The White House this morning finalized regulations to speed up renewable energy development across the country. The "NEPA Phase 2" rule implements last year's bipartisan debt ceiling deal by establishing one lead agency to handle environmental reviews, setting deadlines and page limits, and requiring agencies to consider climate impacts during the review process.
"We are making reforms in this rule that will help speed infrastructure and permitting, but without losing sight of the environmental and health benefits we need to protect," said Brenda Mallory, chair of the White House Council on Environmental Quality. Conservation groups also praised the reforms.
“Importantly, by facilitating upfront problem-solving, these updated regulations provide clean energy project sponsors with greater certainty and clarity,” said Earthjustice President Abigail Dillen. “When people who have the most at stake are engaged with each other at the outset, and there is a good faith effort to identify and solve problems from the start, the end results are better, with good projects moving forward faster.”
House kicks off anti-conservation week
Meanwhile, the U.S. House of Representatives plans to vote on a series of bills this week that would reverse some of the Biden administration's biggest conservation accomplishments. One bill up for a floor vote would repeal the Bureau of Land Management's new Public Lands Rule, which puts conservation on equal footing with drilling and mining. Another would abolish the 20-year ban on mining around Minnesota's Boundary Waters Canoe Area Wilderness. The White House released statements opposing the House bills.
Kaden McArthur with Backcountry Hunters and Anglers told Field & Stream that the bills would hurt fish and wildlife across the country.

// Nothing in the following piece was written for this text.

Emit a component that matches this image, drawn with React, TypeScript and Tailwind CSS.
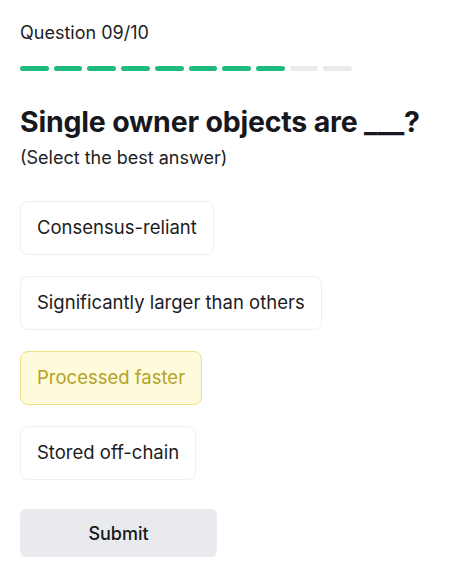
const options = [
  'Consensus-reliant',
  'Significantly larger than others',
  'Processed faster',
  'Stored off-chain',
];

export default function App() {
  const answered = 8;
  const total = 10;
  const selected = 2;

  return (
    <div className="min-h-screen bg-white px-5 pt-[21px] text-[#16181d]" style={{ fontFamily: 'Inter, "Noto Sans", sans-serif' }}>
      <p className="text-[18px] leading-6 text-[#1c1c1c]">Question 09/10</p>

      {/* progress */}
      <div className="mt-[21px] flex w-[332px] gap-[5px]">
        {Array.from({ length: total }).map((_, i) => (
          <div
            key={i}
            className={`h-[5px] flex-1 rounded-full ${i < answered ? 'bg-[#1dbb7e]' : 'bg-[#ebebeb]'}`}
          />
        ))}
      </div>

      <h1 className="mt-[33px] text-[28.5px] font-bold leading-9 tracking-[-0.2px]">Single owner objects are ___?</h1>
      <p className="mt-[6px] text-[18px] leading-6 text-[#222]">(Select the best answer)</p>

      <div className="mt-[31px] flex flex-col items-start gap-[21px]">
        {options.map((opt, i) => (
          <button
            key={opt}
            className={`flex h-[54px] items-center rounded-lg border px-4 text-[18.5px] ${
              i === selected
                ? 'border-[#ece07f] bg-[#fefbdc] text-[#b5a227]'
                : 'border-[#eeeeee] bg-white text-[#1c1c1c]'
            }`}
          >
            {opt}
          </button>
        ))}
      </div>

      <button className="mt-[29px] h-12 w-[197px] rounded-md bg-[#e9eaee] text-[18px] font-medium text-[#16181d]">
        Submit
      </button>
    </div>
  );
}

“We are deeply discouraged to see the House of Representatives take politically charged action to overturn conservation achievements widely applauded by hunters and anglers,” McArthur said. “With limited time left before the end of this Congress, lawmakers ought to be focused on passing bipartisan policies like Recovering America’s Wildlife Act (RAWA), that further the conservation of our wild places and wildlife, rather than walking back these actions taken by the Department of the Interior.”